Contracting Soldiers conduct joint exercise evaluation

By Maj. Jake Hensch, 918th Contracting BattalionMarch 21, 2024

Contracting Soldiers conduct joint exercise evaluation
A joint contracting team consisting of members from the 918th Contracting Battalion, 21st Contracting Squadron and 50th CONS work together to resolve a simulated situation with a vendor in a deployed environment March 11 at Fort Carson, Colorado. (Photo Credit: Sgt. Maj. Angel Del Valle) VIEW ORIGINAL

FORT CARSON, Colorado (March 21, 2024) -- Earlier this month, Soldiers from the 918th Contracting Battalion’s Contracting Detachment Alpha at Fort Carson, Colorado, teamed with their multi-service partners for a joint exercise evaluation conducted by the unit.

CONDET A Soldiers partnered with Airmen from the 21st Contracting Squadron at Peterson Air Force Base and 50th CONS at Schriever Space Force Base, both in Colorado, March 8-13 for the exercise that simulated contingency contracting operations in the European Command area of responsibility.

“The overall outcome of the training exercise was to prepare deployers from both the Air Force and Army to work as a collaborative team in a simulated contingency environment while also providing networking opportunities for future collaboration,” Lt. Col. Amy Saal, 918th CBN commander, said.

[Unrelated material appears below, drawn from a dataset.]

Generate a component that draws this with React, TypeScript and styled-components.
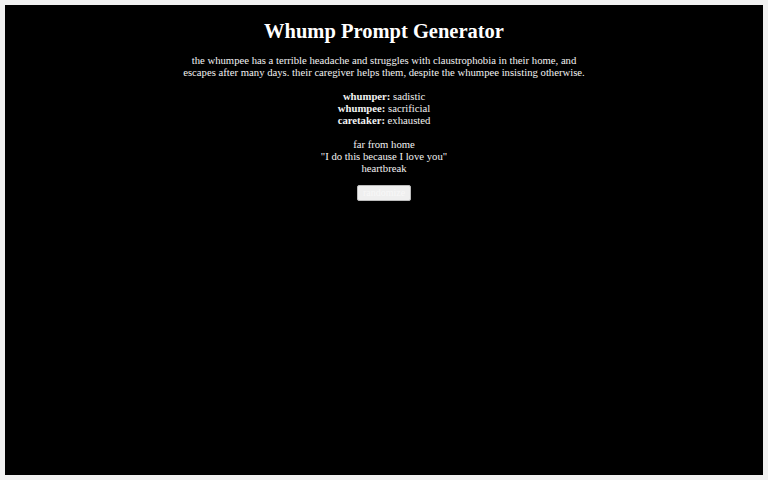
import React, { useState } from 'react';
import styled, { createGlobalStyle } from 'styled-components';

const GlobalStyle = createGlobalStyle`
  html, body {
    margin: 0;
    padding: 0;
  }
  body {
    background: #f1f1f1;
    padding: 5px;
    font-family: "Liberation Serif", "Times New Roman", serif;
  }
`;

const Page = styled.div`
  background: #000;
  color: #f2f2f2;
  height: calc(100vh - 10px);
  box-sizing: border-box;
  padding-top: 14px;
  text-align: center;
`;

const Title = styled.h1`
  margin: 0 0 11px;
  font-size: 20.5px;
  line-height: 24px;
  font-weight: bold;
  color: #fff;
`;

const Block = styled.div<{ $last?: boolean }>`
  font-size: 10.7px;
  line-height: 12px;
  margin-bottom: ${(p) => (p.$last ? 0 : 12)}px;
`;

const Prompt = styled(Block)`
  max-width: 404px;
  margin-left: auto;
  margin-right: auto;
`;

const Label = styled.b`
  font-weight: bold;
`;

const Button = styled.button`
  display: block;
  margin: 11px auto 0;
  width: 54px;
  height: 16px;
  font-family: "Liberation Serif", "Times New Roman", serif;
  font-size: 10px;
  line-height: 12px;
  color: #f8f8f8;
  background: #efefef;
  border: 1px solid #bbb;
  border-radius: 2px;
  padding: 0 4px;
`;

const roles = [
  ['whumper', 'sadistic'],
  ['whumpee', 'sacrificial'],
  ['caretaker', 'exhausted'],
];

const tropes = ['far from home', '"I do this because I love you"', 'heartbreak'];

export default function App() {
  const [seed, setSeed] = useState(0);
  return (
    <>
      <GlobalStyle />
      <Page>
        <Title>Whump Prompt Generator</Title>
        <Prompt>
          the whumpee has a terrible headache and struggles with claustrophobia in their home, and
          escapes after many days. their caregiver helps them, despite the whumpee insisting otherwise.
        </Prompt>
        <Block>
          {roles.map(([role, trait]) => (
            <div key={role}>
              <Label>{role}:</Label> {trait}
            </div>
          ))}
        </Block>
        <Block $last>
          {tropes.map((t) => (
            <div key={t}>{t}</div>
          ))}
        </Block>
        <Button onClick={() => setSeed(seed + 1)}>randomize</Button>
      </Page>
    </>
  );
}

Soldiers from CONDET A are preparing to deploy to Poland in the coming weeks in support of European Assure, Deter and Reinforce operations. Soldiers from the battalion operations group worked jointly with Air Force members to incorporate their contracting requirements into the master scenario event list, or MSEL, injects. MSEL injects are made of up a chronological timeline of scripted events to prompt responses by exercise participants, ensuring tested exercise objects are executed.

Exercise personnel were split into two teams and presented scenarios, which they would most likely encounter while deployed, to include vendor final invoice discrepancies for worldwide expeditionary, multiple-award contract task orders. In addition, civilian members of the Mission and Installation Contracting Command-Fort Carson contracting office also supported the exercise by serving as role players, requiring EXEVAL participants to practice their “soft skills” when responding to and interacting with contractors.

Contracting Soldiers conduct joint exercise evaluation
Members of the 918th Contracting Battalion and Air Force’s 21st Contracting Squadron and 50th CONS executed a joint exercise evaluation March 8-13 at Fort Carson, Colorado, to sharpen their contingency contracting skills. (Photo Credit: Sgt. Maj. Angel Del Valle) VIEW ORIGINAL

The joint exercise evaluation highlighted the similarities and differences between the services and how each approaches solving complex contracting problems. Leaders from the 918th CBN, along with the 21st CONS and 50th CONS, plan to continue and build upon joint training opportunities to include the 918th CBN participating with the Air Force in its annual contingency contracting officer training.

“Overall, the training event was a huge success with both Air Force and Army members providing valuable feedback to improve future iterations while also certifying Contracting Detachment A for deployment,” Maj. Eric Munn, 918th CBN operations officer, said.

The 918th CBN and MICC-Fort Carson lead contracting support for Headquarters 4th Infantry Division, Installation Management Command, 10th Special Forces Group, 407th Army Field Support Battalion, and other tenant units on Fort Carson and Piñon Canyon Maneuver Site, Colorado. Contracting personnel also plan and execute contingency contracting in support of Army operations and initiatives overseas. The battalion also provides support to warfighters and 4th ID for training exercises and rotations at the National Training Center.

About the MICC

Headquartered at Joint Base San Antonio-Fort Sam Houston, Texas, the Mission and Installation Contracting Command consists of about 1,500 military and civilian members who are responsible for contracting goods and services in support of Soldiers as well as readying trained contracting units for the operating force and contingency environment when called upon. As part of its mission, MICC contracts are vital in feeding more than 200,000 Soldiers every day, providing many daily base operations support services at installations, facilitate training in the preparation of more than 100,000 conventional force members annually, training more than 500,000 students each year, and maintaining more than 14.4 million acres of land and 170,000 structures.